On Friday, 23 August 2013 at 07:15:49 UTC, Gour wrote:
> On Mon, 19 Aug 2013 22:18:04 +0200
> "Ramon" <spam at thanks.no> wrote:
>
>> Sorry, this is a long and big post. But then, so too is my way 
>> that led me here; long, big, troublesome. And I thought that 
>> my (probably not everyday) set of needs and experiences might 
>> be interesting or useful for some others, too.
>
> Thank you very much for this post.
>
> I was considering to use D for quite some time for 
> multi-platform gui
> project, but was not satisfied with the state of its GUI 
> bindings (only
> gtkd although someone was working on wx bindings, but, afaik, 
> nothing
> happened) as well as non-stability of the language itself.
>
> That led me to research and try some other languages, starting 
> with
> OCaml, then explored .NET/Mono platform and languages like F# 
> (even
> Cobra).
>
> On the other end of the spectrum I've tried some obscure ones 
> like
> Nimrod and finally considered Ada as the most robust/safe 
> option with
> decent options for GUI (GTK & Qt).
>
> Your post and another thread 'DQuick a GUI Library (prototype)' 
> makes me
> optimistic that it would be possible to use D as the 'general
> programming language' sutiable for writing GUI apps as well.

Now, careful, Gour

What I wrote was written with close to zero D experience and
largely based on spec, gut feeling (W. Bright implements
languages since 2+ decades and says straightout that he
approached from a pragmatic view; which in my book counts as a
bik +) and some logical verification.
And it was said from someone who wants at least a large part of
Eiffels goodness in a more C/C++ way and look and feel and
practical useability.

So, this might be pretty far away from what you consider
reasonable, important, etc.

Yes, I think that D lends itself very well to GUI programming
and, more importantly (to me) it's one of the *very* few
languages in which a useful, professional and soundly designed
GUI lib could be implemented with adequate and reasonable efforts.

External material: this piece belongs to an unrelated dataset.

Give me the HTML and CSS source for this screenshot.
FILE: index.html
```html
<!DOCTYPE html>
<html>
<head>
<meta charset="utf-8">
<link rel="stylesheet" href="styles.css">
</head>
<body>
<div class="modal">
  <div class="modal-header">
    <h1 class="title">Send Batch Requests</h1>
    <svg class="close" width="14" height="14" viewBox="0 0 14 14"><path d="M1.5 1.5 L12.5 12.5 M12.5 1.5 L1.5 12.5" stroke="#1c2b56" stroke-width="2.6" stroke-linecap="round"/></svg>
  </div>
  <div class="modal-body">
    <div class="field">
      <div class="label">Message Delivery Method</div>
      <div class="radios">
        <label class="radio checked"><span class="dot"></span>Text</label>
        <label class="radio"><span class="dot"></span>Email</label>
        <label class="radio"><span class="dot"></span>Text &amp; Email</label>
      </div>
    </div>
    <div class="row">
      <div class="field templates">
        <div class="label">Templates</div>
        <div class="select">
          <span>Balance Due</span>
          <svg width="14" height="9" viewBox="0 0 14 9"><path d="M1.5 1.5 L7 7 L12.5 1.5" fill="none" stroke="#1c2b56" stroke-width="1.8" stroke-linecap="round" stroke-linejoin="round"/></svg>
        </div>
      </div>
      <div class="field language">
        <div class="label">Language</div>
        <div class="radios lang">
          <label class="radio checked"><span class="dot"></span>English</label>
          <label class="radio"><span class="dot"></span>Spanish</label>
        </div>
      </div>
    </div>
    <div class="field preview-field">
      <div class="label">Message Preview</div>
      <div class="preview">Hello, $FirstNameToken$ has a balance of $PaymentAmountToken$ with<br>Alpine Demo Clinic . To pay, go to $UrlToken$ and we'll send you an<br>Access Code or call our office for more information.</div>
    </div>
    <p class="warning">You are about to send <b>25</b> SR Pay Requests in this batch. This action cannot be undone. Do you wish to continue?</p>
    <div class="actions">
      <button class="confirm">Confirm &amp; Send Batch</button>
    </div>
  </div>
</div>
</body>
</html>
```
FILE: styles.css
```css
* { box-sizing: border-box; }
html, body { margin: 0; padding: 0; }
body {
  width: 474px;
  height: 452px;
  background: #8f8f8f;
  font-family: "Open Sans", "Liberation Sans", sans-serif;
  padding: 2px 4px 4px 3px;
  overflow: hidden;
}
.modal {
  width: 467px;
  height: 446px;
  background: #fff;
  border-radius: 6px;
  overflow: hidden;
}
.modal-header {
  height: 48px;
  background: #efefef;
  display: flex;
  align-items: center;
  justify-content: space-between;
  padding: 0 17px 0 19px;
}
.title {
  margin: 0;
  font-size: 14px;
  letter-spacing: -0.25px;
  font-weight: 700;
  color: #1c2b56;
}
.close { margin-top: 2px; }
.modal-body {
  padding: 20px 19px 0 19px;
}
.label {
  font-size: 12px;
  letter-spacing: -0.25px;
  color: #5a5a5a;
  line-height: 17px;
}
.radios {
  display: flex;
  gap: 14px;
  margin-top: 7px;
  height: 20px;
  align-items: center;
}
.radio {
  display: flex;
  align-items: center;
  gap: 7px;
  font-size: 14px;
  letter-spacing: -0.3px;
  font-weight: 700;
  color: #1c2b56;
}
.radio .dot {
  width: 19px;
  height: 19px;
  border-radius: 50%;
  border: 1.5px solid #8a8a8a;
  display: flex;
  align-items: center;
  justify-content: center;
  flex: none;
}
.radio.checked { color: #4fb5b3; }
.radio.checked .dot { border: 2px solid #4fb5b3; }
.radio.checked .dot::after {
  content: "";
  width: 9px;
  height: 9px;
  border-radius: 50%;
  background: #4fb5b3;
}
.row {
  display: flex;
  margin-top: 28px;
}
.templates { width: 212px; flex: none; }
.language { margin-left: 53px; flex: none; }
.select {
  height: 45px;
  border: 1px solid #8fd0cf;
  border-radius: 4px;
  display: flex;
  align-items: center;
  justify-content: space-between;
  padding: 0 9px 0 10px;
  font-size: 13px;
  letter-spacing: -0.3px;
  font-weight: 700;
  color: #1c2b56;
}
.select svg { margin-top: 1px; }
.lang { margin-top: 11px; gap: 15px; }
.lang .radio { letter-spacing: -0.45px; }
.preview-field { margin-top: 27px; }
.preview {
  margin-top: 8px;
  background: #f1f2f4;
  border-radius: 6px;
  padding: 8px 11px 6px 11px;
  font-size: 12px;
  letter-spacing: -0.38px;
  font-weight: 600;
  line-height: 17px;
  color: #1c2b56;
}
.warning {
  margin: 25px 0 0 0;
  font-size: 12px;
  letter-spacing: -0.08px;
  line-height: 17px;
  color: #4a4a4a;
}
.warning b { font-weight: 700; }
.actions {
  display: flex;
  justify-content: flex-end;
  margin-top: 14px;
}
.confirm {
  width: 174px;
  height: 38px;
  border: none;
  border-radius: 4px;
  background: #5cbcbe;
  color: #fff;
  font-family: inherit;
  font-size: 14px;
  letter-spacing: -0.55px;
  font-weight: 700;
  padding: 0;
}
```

A warning though (and one I tried to get written in red permanent
marker like letters in my own head) when studying D somewhat more
(along the D book): Don't underestimate D! One might be led to
look at it as some kind of "easier C++ and better done"; it is
not. Or, more correctly, It is way more than that and offers a
lot of freedom paradigmwise.

If GUI is very important to you it might also be useful to look
at a small GUI (like lus'a IUP) and tinker along the lines of how
this would, could, and should be done in D and at how it was
actually done e.g. with the gtk binding.